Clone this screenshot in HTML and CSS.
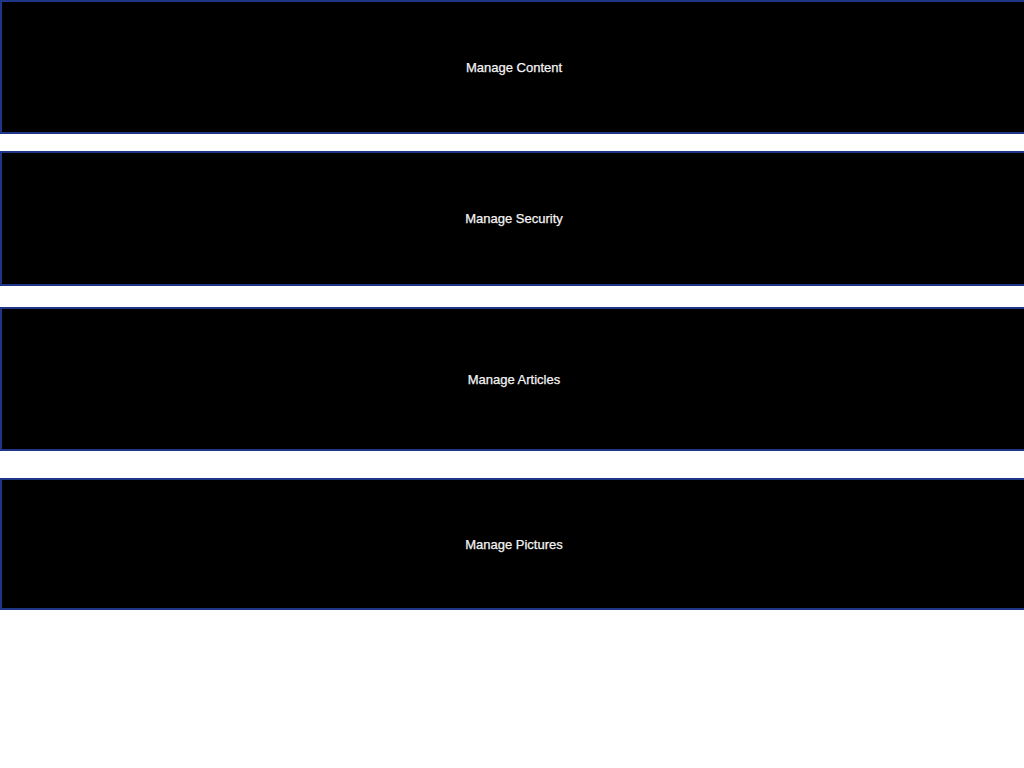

####

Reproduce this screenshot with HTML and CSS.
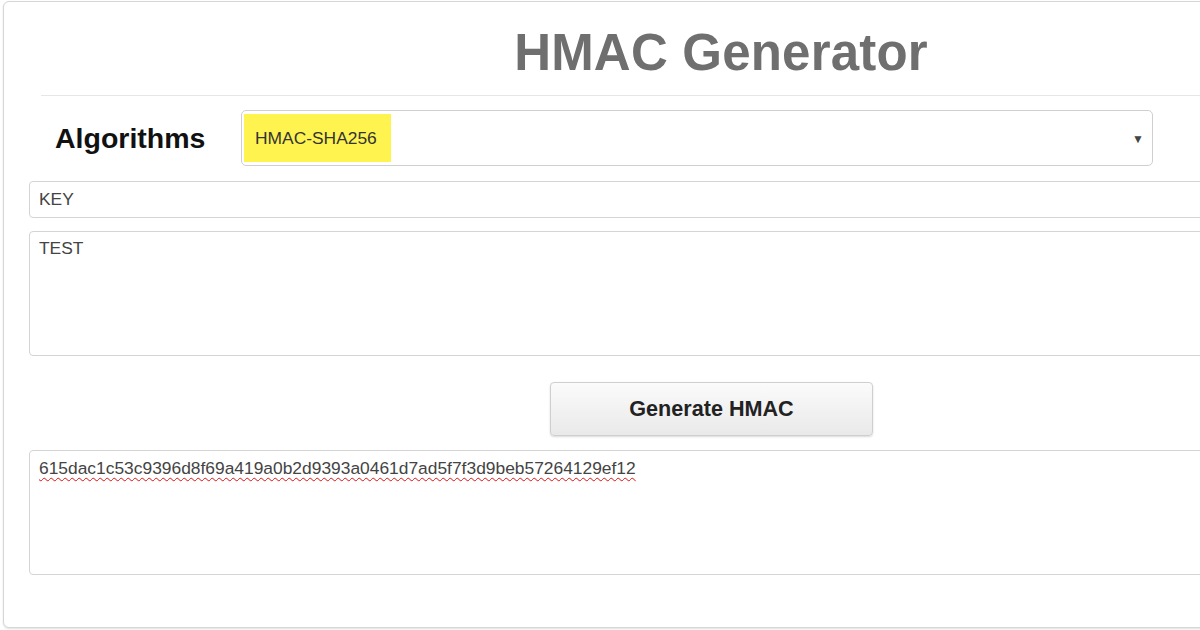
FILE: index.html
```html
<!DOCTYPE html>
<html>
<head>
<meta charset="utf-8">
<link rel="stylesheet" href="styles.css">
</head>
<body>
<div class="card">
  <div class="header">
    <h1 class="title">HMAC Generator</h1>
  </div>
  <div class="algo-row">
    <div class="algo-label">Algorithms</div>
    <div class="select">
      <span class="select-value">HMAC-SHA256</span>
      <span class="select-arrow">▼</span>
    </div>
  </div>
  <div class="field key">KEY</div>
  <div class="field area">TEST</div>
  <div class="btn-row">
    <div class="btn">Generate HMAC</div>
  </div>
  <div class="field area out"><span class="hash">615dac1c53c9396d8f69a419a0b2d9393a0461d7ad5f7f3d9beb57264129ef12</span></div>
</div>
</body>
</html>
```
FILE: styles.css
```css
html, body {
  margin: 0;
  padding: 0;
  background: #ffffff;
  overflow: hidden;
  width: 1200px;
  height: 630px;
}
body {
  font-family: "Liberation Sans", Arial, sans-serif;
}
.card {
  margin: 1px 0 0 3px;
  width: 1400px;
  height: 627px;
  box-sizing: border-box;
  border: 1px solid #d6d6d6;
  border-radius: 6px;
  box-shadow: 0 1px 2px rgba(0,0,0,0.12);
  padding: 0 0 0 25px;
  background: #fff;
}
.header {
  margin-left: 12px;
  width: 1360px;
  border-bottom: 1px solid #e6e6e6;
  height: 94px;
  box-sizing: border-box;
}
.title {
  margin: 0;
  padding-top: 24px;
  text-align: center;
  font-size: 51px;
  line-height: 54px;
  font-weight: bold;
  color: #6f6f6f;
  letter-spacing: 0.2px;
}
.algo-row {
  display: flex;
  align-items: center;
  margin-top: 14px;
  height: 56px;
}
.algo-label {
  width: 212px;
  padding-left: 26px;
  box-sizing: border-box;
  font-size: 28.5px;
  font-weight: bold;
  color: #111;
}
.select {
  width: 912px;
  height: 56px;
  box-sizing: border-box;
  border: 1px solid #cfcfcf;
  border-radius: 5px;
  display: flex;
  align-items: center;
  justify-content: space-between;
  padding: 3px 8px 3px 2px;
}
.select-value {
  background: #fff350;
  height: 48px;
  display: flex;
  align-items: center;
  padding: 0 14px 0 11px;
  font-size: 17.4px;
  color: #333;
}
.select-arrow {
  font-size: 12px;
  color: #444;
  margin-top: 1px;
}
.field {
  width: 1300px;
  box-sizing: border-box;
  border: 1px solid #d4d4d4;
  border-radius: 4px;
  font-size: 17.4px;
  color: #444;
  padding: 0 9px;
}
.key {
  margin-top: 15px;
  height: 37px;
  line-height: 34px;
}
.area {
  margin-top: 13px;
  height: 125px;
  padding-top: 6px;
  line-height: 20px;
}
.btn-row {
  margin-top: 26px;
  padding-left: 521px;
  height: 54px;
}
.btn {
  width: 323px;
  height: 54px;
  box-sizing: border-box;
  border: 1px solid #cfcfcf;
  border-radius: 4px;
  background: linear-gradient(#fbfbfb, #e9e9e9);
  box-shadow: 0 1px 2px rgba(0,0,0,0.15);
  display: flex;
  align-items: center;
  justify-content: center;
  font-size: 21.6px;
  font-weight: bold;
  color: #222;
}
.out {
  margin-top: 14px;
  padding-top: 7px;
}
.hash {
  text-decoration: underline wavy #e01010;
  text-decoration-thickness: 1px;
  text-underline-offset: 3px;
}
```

####

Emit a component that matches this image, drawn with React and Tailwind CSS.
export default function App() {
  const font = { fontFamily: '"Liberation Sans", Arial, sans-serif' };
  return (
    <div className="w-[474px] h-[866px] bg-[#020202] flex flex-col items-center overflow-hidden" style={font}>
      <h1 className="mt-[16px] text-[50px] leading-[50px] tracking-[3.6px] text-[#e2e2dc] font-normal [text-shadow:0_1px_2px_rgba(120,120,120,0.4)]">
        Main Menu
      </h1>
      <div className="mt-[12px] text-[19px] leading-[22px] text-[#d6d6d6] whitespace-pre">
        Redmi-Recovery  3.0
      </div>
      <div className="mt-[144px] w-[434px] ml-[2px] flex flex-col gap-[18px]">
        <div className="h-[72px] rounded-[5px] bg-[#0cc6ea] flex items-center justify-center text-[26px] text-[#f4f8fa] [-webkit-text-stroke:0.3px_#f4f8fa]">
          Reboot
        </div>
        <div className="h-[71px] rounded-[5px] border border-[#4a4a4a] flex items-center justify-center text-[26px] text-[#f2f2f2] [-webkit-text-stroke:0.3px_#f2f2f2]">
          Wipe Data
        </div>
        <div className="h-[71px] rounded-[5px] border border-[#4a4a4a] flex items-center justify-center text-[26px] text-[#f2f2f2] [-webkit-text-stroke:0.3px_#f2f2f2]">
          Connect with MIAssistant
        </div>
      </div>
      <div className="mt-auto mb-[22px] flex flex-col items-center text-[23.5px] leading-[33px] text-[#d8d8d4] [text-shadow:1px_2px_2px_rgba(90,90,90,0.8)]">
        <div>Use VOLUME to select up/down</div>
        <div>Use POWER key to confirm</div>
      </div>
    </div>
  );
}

####

REQUIREMENT => Search the data for the string "screenshot". List each line that has it.

TASK RESPONSE =>
Clone this screenshot in HTML and CSS.
Reproduce this screenshot with HTML and CSS.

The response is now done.